8. How AI Shifts Hiring & the Nature of Engineering Work

  • Smaller, founder-heavy team:
    • “Core engineering was about 19... now about 30 to 35.” — “Our whole interview process...is basically just having people build their own Devin in 8 hours and seeing how far they get.” (37:22, 38:15)
    • High-level thinkers, former founders: “21 of our 35 were founders before.”
  • When will you hire your last engineer?
    • Scott predicts: “...two, three, four years from now where we stop using code as the main interface... Just instructing your computer and telling it what to do.” (39:08, 39:39)
    • “If anything, we will have way more software engineers, not fewer... We really never seem to run out of demand for more code.” (40:14, 41:07)

9. AI UIs and Product Lag

  • Why have UI paradigms not changed yet?
    • Scott sees a decade of product innovation ahead, even if model capability gains stopped now (44:47)
    • “We could freeze all the capabilities today... and there would still be a whole decade of product progress to make.” (44:47)

10. AI Market Structure, M&A, and Industry Dynamics

  • All layers win:
    • “I think all the layers are going to do very well... There’s just going to be a lot of AI.” (27:26)
    • Value accrues wherever there’s differentiation rather than vertical integration (29:06)
  • M&A trends:
    • “...a little more polarized towards like you become a hyperscaler or bust.” (53:28)

11. Leadership & Learning Fast

  • On learning to run a hypergrowth company:

    • “I’ve got a lot to learn still, for sure... you learn a lot from your peers and your friends who are doing similar things.” (55:40)
    • “It helps a lot to have a close group of friends.
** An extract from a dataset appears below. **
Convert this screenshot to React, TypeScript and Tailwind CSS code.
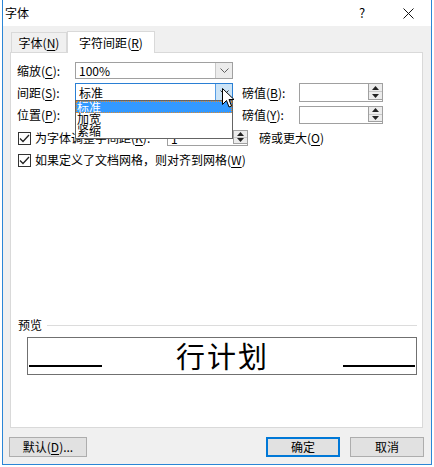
import React from "react";

const F = { fontFamily: '"Noto Sans CJK SC", "Noto Sans", sans-serif' };

function Hk({ c }: { c: string }) {
  return (
    <>
      (<span className="underline underline-offset-2">{c}</span>)
    </>
  );
}

function Chevron({ color = "#606060" }: { color?: string }) {
  return (
    <svg width="9" height="6" viewBox="0 0 9 6">
      <path d="M0.5 0.5 L4.5 4.5 L8.5 0.5" fill="none" stroke={color} strokeWidth="1" />
    </svg>
  );
}

function Spinner() {
  return (
    <div className="w-[15px] h-full flex flex-col border border-[#a0a0a0] bg-[#ececec] -my-px -mr-px">
      <div className="flex-1 flex items-center justify-center border-b border-[#c8c8c8]">
        <svg width="7" height="4" viewBox="0 0 7 4">
          <path d="M0 4 L3.5 0 L7 4 Z" fill="#222" />
        </svg>
      </div>
      <div className="flex-1 flex items-center justify-center">
        <svg width="7" height="4" viewBox="0 0 7 4">
          <path d="M0 0 L3.5 4 L7 0 Z" fill="#222" />
        </svg>
      </div>
    </div>
  );
}

function SpinInput({ w, text }: { w: string; text?: string }) {
  return (
    <div className={`${w} h-full border border-[#a0a0a0] bg-white flex justify-between`}>
      <span className="pl-[3px] leading-[16px]">{text}</span>
      <Spinner />
    </div>
  );
}

function Check() {
  return (
    <div className="w-[13px] h-[13px] border border-[#333] bg-white flex items-center justify-center shrink-0">
      <svg width="11" height="9" viewBox="0 0 11 9">
        <path d="M1 4.5 L4 7.5 L10 1" fill="none" stroke="#222" strokeWidth="1.3" />
      </svg>
    </div>
  );
}

export default function App() {
  return (
    <div className="w-[434px] h-[467px] bg-white relative overflow-hidden text-[12px] text-black" style={F}>
      <div className="ml-[2px] w-[430px] h-[465px] border-x border-b border-[#2b86d6] bg-[#f0f0f0] flex flex-col">
        {/* title bar */}
        <div className="h-[26px] bg-white flex items-center shrink-0">
          <span className="pl-[2px] flex-1 text-[12px]">字体</span>
          <div className="w-[46px] h-full flex items-center justify-center text-[13px]">?</div>
          <div className="w-[46px] h-full flex items-center justify-center">
            <svg width="11" height="11" viewBox="0 0 11 11">
              <path d="M0.5 0.5 L10.5 10.5 M10.5 0.5 L0.5 10.5" stroke="#111" strokeWidth="1" />
            </svg>
          </div>
        </div>

        {/* tabs */}
        <div className="h-[26px] flex items-end pl-[8px] shrink-0 relative z-10">
          <div className="w-[56px] h-[20px] border border-b-0 border-[#d9d9d9] bg-[#f0f0f0] flex items-center justify-center mb-0">
            字体<Hk c="N" />
          </div>
          <div className="w-[88px] h-[22px] -mb-px border border-b-0 border-[#d9d9d9] bg-white flex items-center justify-center">
            字符间距<Hk c="R" />
          </div>
        </div>

        {/* panel */}
        <div className="ml-[7px] w-[413px] h-[376px] border border-[#d9d9d9] bg-white relative flex flex-col pl-[6px] shrink-0">
          {/* row 1 */}
          <div className="mt-[9px] h-[17px] flex items-center">
            <span className="w-[58px]">缩放<Hk c="C" />:</span>
            <div className="w-[158px] h-full border border-[#a0a0a0] flex">
              <span className="flex-1 pl-[3px] leading-[15px]">100%</span>
              <div className="w-[17px] h-full border-l border-[#c8c8c8] bg-[#ececec] flex items-center justify-center">
                <Chevron />
              </div>
            </div>
          </div>
          {/* row 2 */}
          <div className="mt-[4px] h-[19px] flex items-center">
            <span className="w-[58px]">间距<Hk c="S" />:</span>
            <div className="w-[158px] h-full border border-[#2a7fd4] flex">
              <span className="flex-1 pl-[3px] leading-[17px]">标准</span>
              <div className="w-[17px] h-full border-l border-[#569de5] bg-[#cce4f7] flex items-center justify-center">
                <Chevron color="#333" />
              </div>
            </div>
            <span className="ml-[9px] w-[57px]">磅值<Hk c="B" />:</span>
            <SpinInput w="w-[84px]" />
          </div>
          {/* row 3 */}
          <div className="mt-[4px] h-[18px] flex items-center">
            <span className="w-[58px]">位置<Hk c="P" />:</span>
            <div className="w-[158px] h-full border border-[#a0a0a0]" />
            <span className="ml-[9px] w-[57px]">磅值<Hk c="Y" />:</span>
            <SpinInput w="w-[84px]" />
          </div>
          {/* row 4 */}
          <div className="mt-[6px] h-[16px] flex items-center pl-[1px]">
            <Check />
            <span className="ml-[4px] w-[132px]">为字体调整字间距<Hk c="K" />:</span>
            <SpinInput w="w-[81px]" text="1" />
            <span className="ml-[11px]">磅或更大<Hk c="O" /></span>
          </div>
          {/* row 5 */}
          <div className="mt-[6px] h-[16px] flex items-center pl-[1px]">
            <Check />
            <span className="ml-[4px]">如果定义了文档网格，则对齐到网格<Hk c="W" /></span>
          </div>

          {/* preview */}
          <div className="mt-[150px] h-[14px] flex items-center pl-[1px] pr-[5px]">
            <span>预览</span>
            <div className="ml-[5px] flex-1 h-px bg-[#dcdcdc]" />
          </div>
          <div className="mt-[5px] ml-[10px] w-[390px] h-[38px] border border-[#707070] flex items-end justify-between px-[1px] pb-[7px]">
            <div className="w-[73px] h-[2px] bg-black" />
            <span className="text-[29px] leading-[30px] tracking-[2px] mb-[-3px]" style={F}>行计划</span>
            <div className="w-[72px] h-[2px] bg-black" />
          </div>

          {/* dropdown list */}
          <div className="absolute left-[64px] top-[47px] w-[158px] h-[39px] border border-[#646464] bg-white z-20 flex flex-col text-[12px]">
            <div className="h-[12px] bg-[#3399ff] text-white leading-[12px] pl-[1px] outline-1 outline-dotted outline-[#e08a2c] -outline-offset-1">标准</div>
            <div className="h-[12px] leading-[12px] pl-[1px]">加宽</div>
            <div className="h-[12px] leading-[12px] pl-[1px]">紧缩</div>
          </div>
        </div>

        {/* buttons */}
        <div className="mt-[9px] h-[20px] flex items-center pl-[6px] pr-[7px] shrink-0">
          <div className="w-[78px] h-full border border-[#adadad] bg-[#e1e1e1] flex items-center justify-center">
            默认<Hk c="D" />...
          </div>
          <div className="flex-1" />
          <div className="w-[74px] h-full border-2 border-[#0078d7] bg-[#e1e1e1] flex items-center justify-center">确定</div>
          <div className="ml-[10px] w-[74px] h-full border border-[#adadad] bg-[#e1e1e1] flex items-center justify-center">取消</div>
        </div>
      </div>

      {/* mouse cursor */}
      <svg className="absolute left-[222px] top-[88px] z-30" width="13" height="21" viewBox="0 0 13 21">
        <path d="M0.5 0.5 L0.5 16.5 L4.5 12.5 L7 19 L9.5 18 L7 11.5 L12 11.5 Z" fill="#fff" stroke="#000" strokeWidth="1" strokeLinejoin="miter" />
      </svg>
    </div>
  );
}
Then you can just be very honest...” (56:12)
  • Information diet:

    • “Twitter is really for tech news, I think is really the place to be.”
    • “There’s a lot of video, but then I just don’t watch the videos.”
    • “I should have Devin... GitHub action the morning report...” (56:53-57:43)
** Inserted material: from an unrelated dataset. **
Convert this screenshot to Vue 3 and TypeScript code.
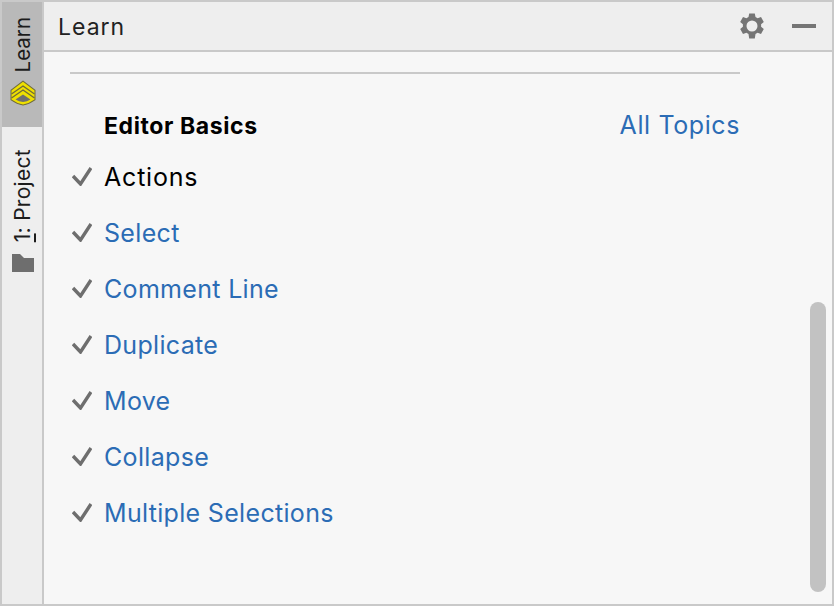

Notable Quotes & Memorable Moments

  • On what AI means for programming:

    • “We’ll get to a point where those theoretical concepts and that high level understanding... that is what programming will be. And if anything there’s going to be a lot more software engineers.” — Scott Wu (40:14)
  • On the identity shift in engineering:

    • “Knowing all the little, memorizing all the facts or... the syntax... are going to be less important. What’s going to be more important is high level decision making [and] having a good intuitive sense of what to build.” — Scott Wu (38:19)
  • On product opportunity:

    • “Honestly, if we factor in a lot of the more recent capabilities... it’s arguably less than one year for a lot of these. And we are all kind of grappling with that... trying to figure out what the right new product experiences are.” (44:47)
  • On the “Moneyball-ification” of the world:

    • “At some point when the space gets mature enough... the conclusion of it kind of is math.” — Scott Wu (10:21)
  • On AGI:

    • “Order your Doordash with Devin — sounds like AGI to me.” — John Collison (45:50)
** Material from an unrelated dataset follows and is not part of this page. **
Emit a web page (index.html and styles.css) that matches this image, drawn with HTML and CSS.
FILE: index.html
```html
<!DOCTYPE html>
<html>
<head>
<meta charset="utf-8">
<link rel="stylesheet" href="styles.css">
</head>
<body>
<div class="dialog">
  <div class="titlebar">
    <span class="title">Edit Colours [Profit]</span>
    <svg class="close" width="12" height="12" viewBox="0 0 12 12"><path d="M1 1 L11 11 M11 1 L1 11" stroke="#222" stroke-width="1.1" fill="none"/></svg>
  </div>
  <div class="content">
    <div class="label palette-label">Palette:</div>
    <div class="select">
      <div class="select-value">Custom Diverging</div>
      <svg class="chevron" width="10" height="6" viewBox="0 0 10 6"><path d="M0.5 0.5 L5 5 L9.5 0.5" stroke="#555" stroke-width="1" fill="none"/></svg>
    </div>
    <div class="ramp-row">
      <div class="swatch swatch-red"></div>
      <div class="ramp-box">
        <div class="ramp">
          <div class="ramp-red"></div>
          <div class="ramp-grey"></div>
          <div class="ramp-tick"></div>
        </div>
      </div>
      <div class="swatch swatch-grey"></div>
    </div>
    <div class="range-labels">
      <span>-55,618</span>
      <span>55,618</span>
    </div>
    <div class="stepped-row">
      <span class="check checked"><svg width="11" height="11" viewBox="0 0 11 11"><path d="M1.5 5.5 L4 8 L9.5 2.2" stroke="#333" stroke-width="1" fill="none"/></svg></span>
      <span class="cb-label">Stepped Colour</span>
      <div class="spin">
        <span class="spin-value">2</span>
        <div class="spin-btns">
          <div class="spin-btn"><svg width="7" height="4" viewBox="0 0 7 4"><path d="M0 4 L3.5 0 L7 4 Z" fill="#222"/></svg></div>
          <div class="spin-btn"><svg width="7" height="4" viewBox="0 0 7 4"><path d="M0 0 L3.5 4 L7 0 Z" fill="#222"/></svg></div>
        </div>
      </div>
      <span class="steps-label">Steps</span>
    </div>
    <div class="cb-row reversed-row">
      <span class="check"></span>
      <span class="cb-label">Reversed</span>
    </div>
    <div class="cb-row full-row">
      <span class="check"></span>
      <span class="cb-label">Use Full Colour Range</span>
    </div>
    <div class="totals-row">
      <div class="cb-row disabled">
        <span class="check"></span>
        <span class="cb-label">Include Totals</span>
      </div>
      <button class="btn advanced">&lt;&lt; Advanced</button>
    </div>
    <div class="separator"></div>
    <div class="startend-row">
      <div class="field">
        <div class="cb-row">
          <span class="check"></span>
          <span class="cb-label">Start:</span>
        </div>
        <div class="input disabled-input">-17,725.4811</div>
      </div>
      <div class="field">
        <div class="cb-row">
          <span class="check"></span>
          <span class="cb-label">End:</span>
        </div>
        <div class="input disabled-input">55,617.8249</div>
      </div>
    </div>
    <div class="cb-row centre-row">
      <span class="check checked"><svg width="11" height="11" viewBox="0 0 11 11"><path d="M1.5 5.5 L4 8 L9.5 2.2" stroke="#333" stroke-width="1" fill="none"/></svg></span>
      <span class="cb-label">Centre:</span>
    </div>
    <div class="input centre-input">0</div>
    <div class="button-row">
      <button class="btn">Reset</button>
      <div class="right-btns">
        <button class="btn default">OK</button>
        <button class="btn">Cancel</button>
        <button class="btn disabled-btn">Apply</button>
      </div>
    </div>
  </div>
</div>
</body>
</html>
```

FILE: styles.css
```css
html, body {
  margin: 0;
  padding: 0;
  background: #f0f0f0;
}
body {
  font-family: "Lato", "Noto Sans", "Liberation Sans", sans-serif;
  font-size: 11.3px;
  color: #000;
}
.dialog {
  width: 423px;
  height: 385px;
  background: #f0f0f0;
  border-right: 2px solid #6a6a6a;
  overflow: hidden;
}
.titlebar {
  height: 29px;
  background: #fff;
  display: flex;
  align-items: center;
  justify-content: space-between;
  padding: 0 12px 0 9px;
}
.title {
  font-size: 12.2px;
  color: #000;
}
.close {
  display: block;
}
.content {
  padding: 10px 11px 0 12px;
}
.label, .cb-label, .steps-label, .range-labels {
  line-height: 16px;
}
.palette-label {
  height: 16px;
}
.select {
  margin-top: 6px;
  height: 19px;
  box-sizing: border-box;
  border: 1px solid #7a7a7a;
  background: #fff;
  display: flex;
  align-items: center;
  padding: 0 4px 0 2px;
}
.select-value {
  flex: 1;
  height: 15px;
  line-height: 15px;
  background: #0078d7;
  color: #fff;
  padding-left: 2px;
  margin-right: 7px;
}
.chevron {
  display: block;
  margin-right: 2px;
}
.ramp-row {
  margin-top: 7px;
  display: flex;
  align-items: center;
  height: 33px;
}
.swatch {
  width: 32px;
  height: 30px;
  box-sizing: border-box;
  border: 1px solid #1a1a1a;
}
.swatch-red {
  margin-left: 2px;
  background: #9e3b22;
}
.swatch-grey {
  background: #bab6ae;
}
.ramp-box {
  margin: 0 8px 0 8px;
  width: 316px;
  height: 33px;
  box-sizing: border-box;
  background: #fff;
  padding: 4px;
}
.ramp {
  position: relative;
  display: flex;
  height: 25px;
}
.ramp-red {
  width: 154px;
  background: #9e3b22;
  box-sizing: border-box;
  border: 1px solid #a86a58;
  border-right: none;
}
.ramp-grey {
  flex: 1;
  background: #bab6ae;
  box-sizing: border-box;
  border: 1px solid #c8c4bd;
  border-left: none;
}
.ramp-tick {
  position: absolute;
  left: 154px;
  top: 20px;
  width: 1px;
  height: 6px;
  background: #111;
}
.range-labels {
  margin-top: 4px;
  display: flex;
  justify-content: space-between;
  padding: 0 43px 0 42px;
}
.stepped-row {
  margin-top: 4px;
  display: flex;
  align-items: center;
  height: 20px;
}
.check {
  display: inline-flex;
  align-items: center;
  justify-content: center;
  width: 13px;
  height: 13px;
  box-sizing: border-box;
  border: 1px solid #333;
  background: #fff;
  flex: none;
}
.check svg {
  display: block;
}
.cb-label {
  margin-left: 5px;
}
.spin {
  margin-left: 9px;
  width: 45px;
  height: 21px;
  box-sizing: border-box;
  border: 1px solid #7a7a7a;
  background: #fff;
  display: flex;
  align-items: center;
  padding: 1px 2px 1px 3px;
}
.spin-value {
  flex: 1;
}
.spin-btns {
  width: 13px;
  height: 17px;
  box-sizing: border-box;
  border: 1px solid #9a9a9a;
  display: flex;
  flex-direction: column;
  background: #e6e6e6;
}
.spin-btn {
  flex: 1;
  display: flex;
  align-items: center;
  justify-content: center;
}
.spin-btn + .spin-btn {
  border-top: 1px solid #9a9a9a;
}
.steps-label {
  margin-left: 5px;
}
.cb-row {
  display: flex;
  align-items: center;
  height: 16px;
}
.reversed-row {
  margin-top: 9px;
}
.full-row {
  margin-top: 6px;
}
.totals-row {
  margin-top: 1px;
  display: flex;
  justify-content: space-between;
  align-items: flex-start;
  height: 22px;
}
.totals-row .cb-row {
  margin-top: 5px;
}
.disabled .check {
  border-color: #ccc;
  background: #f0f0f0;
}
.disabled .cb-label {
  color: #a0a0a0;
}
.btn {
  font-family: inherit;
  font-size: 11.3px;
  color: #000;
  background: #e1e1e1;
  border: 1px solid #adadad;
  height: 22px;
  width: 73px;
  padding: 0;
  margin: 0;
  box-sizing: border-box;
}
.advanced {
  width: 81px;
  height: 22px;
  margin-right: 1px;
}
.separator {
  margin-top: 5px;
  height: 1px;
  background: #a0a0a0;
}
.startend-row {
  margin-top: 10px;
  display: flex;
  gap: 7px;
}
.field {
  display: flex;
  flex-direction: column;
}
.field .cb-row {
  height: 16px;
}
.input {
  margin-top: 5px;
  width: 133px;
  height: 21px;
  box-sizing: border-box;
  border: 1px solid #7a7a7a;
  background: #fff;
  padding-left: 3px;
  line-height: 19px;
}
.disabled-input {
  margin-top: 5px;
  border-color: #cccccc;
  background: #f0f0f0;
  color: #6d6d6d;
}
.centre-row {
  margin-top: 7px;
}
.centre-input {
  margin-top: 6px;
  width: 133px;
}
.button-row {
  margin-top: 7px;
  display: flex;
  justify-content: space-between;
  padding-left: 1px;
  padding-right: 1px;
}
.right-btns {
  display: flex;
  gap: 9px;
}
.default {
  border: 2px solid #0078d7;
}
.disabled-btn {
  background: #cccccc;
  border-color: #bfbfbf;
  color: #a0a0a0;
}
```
Timestamps for Key Segments

  • Scott’s math background & Addepar/AI founder connections: [01:17]–[05:43]
  • Young founders vs. mature industries & Moneyball-ification: [06:36]–[11:41]
  • What is Cognition/Devin, async/sync paradigms: [11:41]–[15:26]
  • Devin in the enterprise, productivity impact: [14:29]–[21:37]
  • Benchmarks, specialization vs. general AI: [24:09]–[26:55]
  • Lightning M&A — Windsurf story: [46:35]–[51:41]
  • AI’s impact on economic infrastructure, agent economy: [31:23]–[36:47]
  • How AI changes engineering, Cognition’s hiring & interviews: [37:13]–[41:07]
  • The coming decade of AI UI/product evolution: [42:07]–[45:26]
  • Market structure, hyperscaler dynamics, and M&A: [27:02]–[53:28]
  • Cognition's intense culture and M&A integration: [54:10]–[55:21]
  • Leadership learning and information diet: [55:40]–[57:43]

Conclusion

This episode delivers a rapid-fire, insight-rich tour of both the transformative power and the messy realities of modern AI, told from the perspective of one of the most math-driven and hyper-ambitious new-generation CEOs. Scott Wu offers a simultaneously pragmatic and bullish vision of the agentic future — where software engineering is reinvented, agents buy your office whiteboards, and being a great engineer is about decision-making, not syntax.
Required listening for anyone building, using, or competing in the new AI economy.